## SHORT EXERCISE
Transcribe the data in full and exactly, omitting any pictures.

## DATA LINES
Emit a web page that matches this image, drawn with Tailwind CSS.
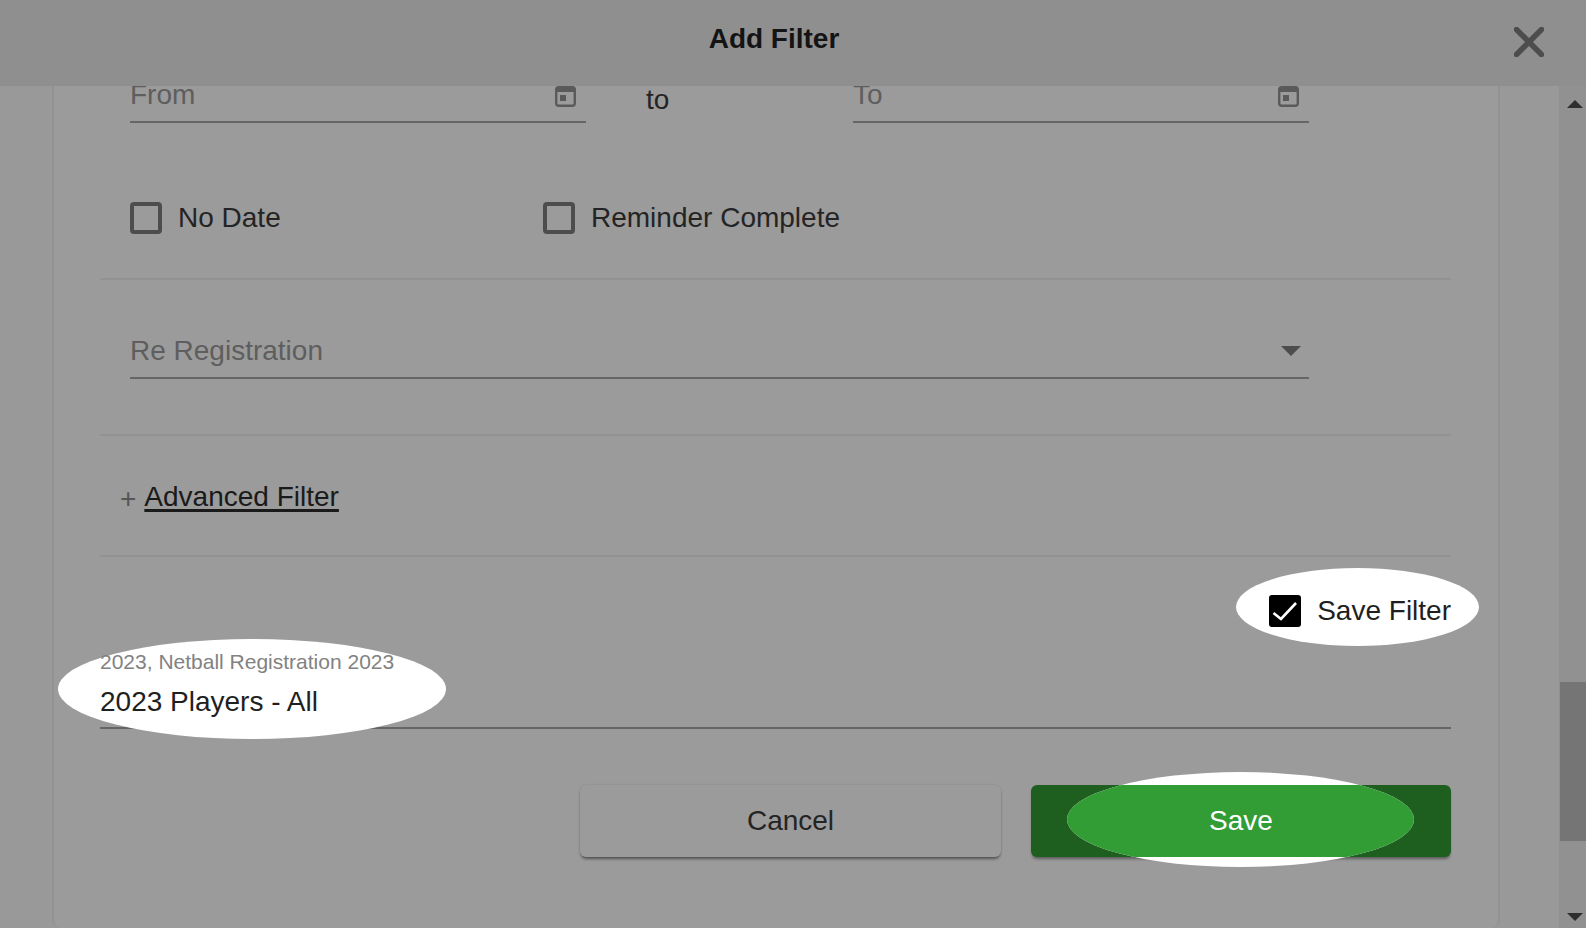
<!DOCTYPE html>
<html>
<head>
<meta charset="utf-8">
<script src="https://cdn.jsdelivr.net/npm/@tailwindcss/browser@4"></script>
</head>
<body class="overflow-hidden">
<div class="relative flex h-[928px] w-[1586px] flex-col overflow-hidden bg-[#999999] font-['Liberation_Sans',Arial,sans-serif] text-[28px] text-[#1a1a1a]">
  <!-- header -->
  <header class="relative z-20 flex h-[86px] w-full shrink-0 items-center justify-center bg-[#8f8f8f]">
    <h1 class="relative -top-[4px] left-[-19px] text-[28px] font-bold text-[#141414]">Add Filter</h1>
    <svg class="absolute left-[1514px] top-[27px] h-[30px] w-[30px]" viewBox="0 0 30 30" fill="none" stroke="#4d4d4d" stroke-width="5.5" stroke-linecap="round"><path d="M2.5 2.5 27.5 27.5M27.5 2.5 2.5 27.5"/></svg>
  </header>

  <div class="flex min-h-0 flex-1">
    <!-- scrolled page area -->
    <main class="min-w-0 flex-1 pl-[52px] pr-[59px]">
      <section class="-mt-[13px] h-[855px] rounded-b-lg border-x-2 border-[#929292] bg-[#9b9b9b] pl-[46px] pr-[47px]">
        <!-- date row -->
        <div class="flex h-[50px] items-start pl-[30px]">
          <div class="flex h-[50px] w-[456px] items-start justify-between border-b-2 border-[#666666] pr-[10px] text-[#5e5e5e]">
            <span class="pt-[6px] leading-[32px]">From</span>
            <svg class="mt-[13px] h-[21px] w-[21px]" viewBox="0 0 21 21" fill="none"><rect x="1.2" y="1.2" width="18.6" height="18.6" rx="2.5" stroke="#5a5a5a" stroke-width="2.4"/><rect x="1" y="1" width="19" height="5" fill="#5a5a5a"/><rect x="5" y="9" width="6" height="6" fill="#5a5a5a"/></svg>
          </div>
          <span class="w-[267px] pl-[60px] pt-[11px] leading-[32px] text-[#242424]">to</span>
          <div class="flex h-[50px] w-[456px] items-start justify-between border-b-2 border-[#666666] pr-[10px] text-[#5e5e5e]">
            <span class="pt-[6px] leading-[32px]">To</span>
            <svg class="mt-[13px] h-[21px] w-[21px]" viewBox="0 0 21 21" fill="none"><rect x="1.2" y="1.2" width="18.6" height="18.6" rx="2.5" stroke="#5a5a5a" stroke-width="2.4"/><rect x="1" y="1" width="19" height="5" fill="#5a5a5a"/><rect x="5" y="9" width="6" height="6" fill="#5a5a5a"/></svg>
          </div>
        </div>

        <!-- checkboxes -->
        <div class="flex h-[157px] items-center border-b-2 border-[#929292] pl-[30px] pt-[35px]">
          <label class="flex w-[413px] items-center gap-[16px]">
            <span class="h-[32px] w-[32px] rounded-[4px] border-[4px] border-[#4d4d4d]"></span>
            <span class="text-[#242424]">No Date</span>
          </label>
          <label class="flex items-center gap-[16px]">
            <span class="h-[32px] w-[32px] rounded-[4px] border-[4px] border-[#4d4d4d]"></span>
            <span class="text-[#242424]">Reminder Complete</span>
          </label>
        </div>

        <!-- re registration -->
        <div class="h-[156px] border-b-2 border-[#929292] pl-[30px] pr-[142px] pt-[50px]">
          <div class="flex h-[49px] items-center justify-between border-b-2 border-[#666666] pb-[5px] pr-[8px] text-[#5e5e5e]">
            <span>Re Registration</span>
            <svg class="h-[10px] w-[20px]" viewBox="0 0 20 10"><path d="M0 0H20L10 10Z" fill="#4d4d4d"/></svg>
          </div>
        </div>

        <!-- advanced -->
        <div class="flex h-[121px] items-center gap-[8px] border-b-2 border-[#929292] pl-[20px] pt-[3px]">
          <span class="relative top-[2px] text-[28px] font-light text-[#555555]">+</span>
          <a class="text-[#1a1a1a] underline decoration-[2.5px] underline-offset-[3px]">Advanced Filter</a>
        </div>

        <!-- save name field -->
        <div class="relative z-10 flex h-[172px] flex-col justify-end border-b-2 border-[#666666]">
          <span class="absolute left-[-42px] top-[82px] -z-10 h-[100px] w-[388px] rounded-[50%] bg-white"></span>
          <span class="absolute right-[-28px] top-[11px] -z-10 h-[78px] w-[243px] rounded-[50%] bg-white"></span>
          <div class="absolute right-0 top-[33px] flex items-center gap-[16px]">
            <svg class="h-[32px] w-[32px]" viewBox="0 0 32 32"><rect width="32" height="32" rx="3" fill="#000"/><path d="M4.5 18 12 24 27 8" fill="none" stroke="#fff" stroke-width="2.6"/></svg>
            <span class="text-[#1f1f1f]">Save Filter</span>
          </div>
          <span class="text-[21px] leading-[24px] text-[#828282]">2023, Netball Registration 2023</span>
          <span class="mt-[12px] pb-[9px] leading-[32px] text-[#1f1f1f]">2023 Players - All</span>
        </div>

        <!-- buttons -->
        <div class="mt-[56px] flex justify-end gap-[30px]">
          <button class="h-[72px] w-[421px] rounded-[6px] bg-[#9b9b9b] text-[#242424] shadow-[0_3px_3px_-1px_rgba(0,0,0,0.45),0_0_2px_rgba(0,0,0,0.15)]">Cancel</button>
          <div class="relative h-[72px] w-[420px] rounded-[6px] bg-[#1e5f20] shadow-[0_3px_3px_-1px_rgba(0,0,0,0.4)]">
            <span class="absolute left-[36px] top-[-13px] h-[95px] w-[347px] overflow-hidden rounded-[50%] bg-white">
              <span class="absolute left-[-36px] top-[13px] h-[72px] w-[420px] bg-[#329c35]"></span>
            </span>
            <span class="absolute inset-0 flex items-center justify-center text-white">Save</span>
          </div>
        </div>
      </section>
    </main>

    <!-- scrollbar -->
    <aside class="flex w-[27px] shrink-0 flex-col items-center bg-[#919191] pb-[7px] pl-[5px] pt-[14px]">
      <svg class="h-[8px] w-[16px] shrink-0" viewBox="0 0 16 8"><path d="M0 8H16L8 0Z" fill="#2e2e2e"/></svg>
      <div class="mt-[574px] h-[159px] w-[26px] shrink-0 self-end bg-[#757575]"></div>
      <svg class="mt-auto h-[8px] w-[16px] shrink-0" viewBox="0 0 16 8"><path d="M0 0H16L8 8Z" fill="#2e2e2e"/></svg>
    </aside>
  </div>
</div>
</body>
</html>
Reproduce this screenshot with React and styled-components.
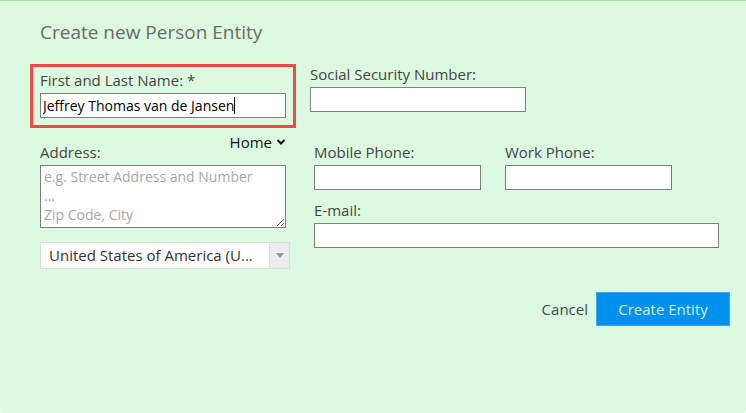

## SOLUTION FOR THIS TASK
Emit a web page that matches this image, drawn with Tailwind CSS.
<!DOCTYPE html>
<html>
<head>
<meta charset="utf-8">
<script src="https://cdn.jsdelivr.net/npm/@tailwindcss/browser@4"></script>
</head>
<body class="overflow-hidden">
<div class="relative flex h-[928px] w-[1586px] flex-col overflow-hidden bg-[#999999] font-['Liberation_Sans',Arial,sans-serif] text-[28px] text-[#1a1a1a]">
  <!-- header -->
  <header class="relative z-20 flex h-[86px] w-full shrink-0 items-center justify-center bg-[#8f8f8f]">
    <h1 class="relative -top-[4px] left-[-19px] text-[28px] font-bold text-[#141414]">Add Filter</h1>
    <svg class="absolute left-[1514px] top-[27px] h-[30px] w-[30px]" viewBox="0 0 30 30" fill="none" stroke="#4d4d4d" stroke-width="5.5" stroke-linecap="round"><path d="M2.5 2.5 27.5 27.5M27.5 2.5 2.5 27.5"/></svg>
  </header>

  <div class="flex min-h-0 flex-1">
    <!-- scrolled page area -->
    <main class="min-w-0 flex-1 pl-[52px] pr-[59px]">
      <section class="-mt-[13px] h-[855px] rounded-b-lg border-x-2 border-[#929292] bg-[#9b9b9b] pl-[46px] pr-[47px]">
        <!-- date row -->
        <div class="flex h-[50px] items-start pl-[30px]">
          <div class="flex h-[50px] w-[456px] items-start justify-between border-b-2 border-[#666666] pr-[10px] text-[#5e5e5e]">
            <span class="pt-[6px] leading-[32px]">From</span>
            <svg class="mt-[13px] h-[21px] w-[21px]" viewBox="0 0 21 21" fill="none"><rect x="1.2" y="1.2" width="18.6" height="18.6" rx="2.5" stroke="#5a5a5a" stroke-width="2.4"/><rect x="1" y="1" width="19" height="5" fill="#5a5a5a"/><rect x="5" y="9" width="6" height="6" fill="#5a5a5a"/></svg>
          </div>
          <span class="w-[267px] pl-[60px] pt-[11px] leading-[32px] text-[#242424]">to</span>
          <div class="flex h-[50px] w-[456px] items-start justify-between border-b-2 border-[#666666] pr-[10px] text-[#5e5e5e]">
            <span class="pt-[6px] leading-[32px]">To</span>
            <svg class="mt-[13px] h-[21px] w-[21px]" viewBox="0 0 21 21" fill="none"><rect x="1.2" y="1.2" width="18.6" height="18.6" rx="2.5" stroke="#5a5a5a" stroke-width="2.4"/><rect x="1" y="1" width="19" height="5" fill="#5a5a5a"/><rect x="5" y="9" width="6" height="6" fill="#5a5a5a"/></svg>
          </div>
        </div>

        <!-- checkboxes -->
        <div class="flex h-[157px] items-center border-b-2 border-[#929292] pl-[30px] pt-[35px]">
          <label class="flex w-[413px] items-center gap-[16px]">
            <span class="h-[32px] w-[32px] rounded-[4px] border-[4px] border-[#4d4d4d]"></span>
            <span class="text-[#242424]">No Date</span>
          </label>
          <label class="flex items-center gap-[16px]">
            <span class="h-[32px] w-[32px] rounded-[4px] border-[4px] border-[#4d4d4d]"></span>
            <span class="text-[#242424]">Reminder Complete</span>
          </label>
        </div>

        <!-- re registration -->
        <div class="h-[156px] border-b-2 border-[#929292] pl-[30px] pr-[142px] pt-[50px]">
          <div class="flex h-[49px] items-center justify-between border-b-2 border-[#666666] pb-[5px] pr-[8px] text-[#5e5e5e]">
            <span>Re Registration</span>
            <svg class="h-[10px] w-[20px]" viewBox="0 0 20 10"><path d="M0 0H20L10 10Z" fill="#4d4d4d"/></svg>
          </div>
        </div>

        <!-- advanced -->
        <div class="flex h-[121px] items-center gap-[8px] border-b-2 border-[#929292] pl-[20px] pt-[3px]">
          <span class="relative top-[2px] text-[28px] font-light text-[#555555]">+</span>
          <a class="text-[#1a1a1a] underline decoration-[2.5px] underline-offset-[3px]">Advanced Filter</a>
        </div>

        <!-- save name field -->
        <div class="relative z-10 flex h-[172px] flex-col justify-end border-b-2 border-[#666666]">
          <span class="absolute left-[-42px] top-[82px] -z-10 h-[100px] w-[388px] rounded-[50%] bg-white"></span>
          <span class="absolute right-[-28px] top-[11px] -z-10 h-[78px] w-[243px] rounded-[50%] bg-white"></span>
          <div class="absolute right-0 top-[33px] flex items-center gap-[16px]">
            <svg class="h-[32px] w-[32px]" viewBox="0 0 32 32"><rect width="32" height="32" rx="3" fill="#000"/><path d="M4.5 18 12 24 27 8" fill="none" stroke="#fff" stroke-width="2.6"/></svg>
            <span class="text-[#1f1f1f]">Save Filter</span>
          </div>
          <span class="text-[21px] leading-[24px] text-[#828282]">2023, Netball Registration 2023</span>
          <span class="mt-[12px] pb-[9px] leading-[32px] text-[#1f1f1f]">2023 Players - All</span>
        </div>

        <!-- buttons -->
        <div class="mt-[56px] flex justify-end gap-[30px]">
          <button class="h-[72px] w-[421px] rounded-[6px] bg-[#9b9b9b] text-[#242424] shadow-[0_3px_3px_-1px_rgba(0,0,0,0.45),0_0_2px_rgba(0,0,0,0.15)]">Cancel</button>
          <div class="relative h-[72px] w-[420px] rounded-[6px] bg-[#1e5f20] shadow-[0_3px_3px_-1px_rgba(0,0,0,0.4)]">
            <span class="absolute left-[36px] top-[-13px] h-[95px] w-[347px] overflow-hidden rounded-[50%] bg-white">
              <span class="absolute left-[-36px] top-[13px] h-[72px] w-[420px] bg-[#329c35]"></span>
            </span>
            <span class="absolute inset-0 flex items-center justify-center text-white">Save</span>
          </div>
        </div>
      </section>
    </main>

    <!-- scrollbar -->
    <aside class="flex w-[27px] shrink-0 flex-col items-center bg-[#919191] pb-[7px] pl-[5px] pt-[14px]">
      <svg class="h-[8px] w-[16px] shrink-0" viewBox="0 0 16 8"><path d="M0 8H16L8 0Z" fill="#2e2e2e"/></svg>
      <div class="mt-[574px] h-[159px] w-[26px] shrink-0 self-end bg-[#757575]"></div>
      <svg class="mt-auto h-[8px] w-[16px] shrink-0" viewBox="0 0 16 8"><path d="M0 0H16L8 8Z" fill="#2e2e2e"/></svg>
    </aside>
  </div>
</div>
</body>
</html>
Reproduce this screenshot with React and styled-components.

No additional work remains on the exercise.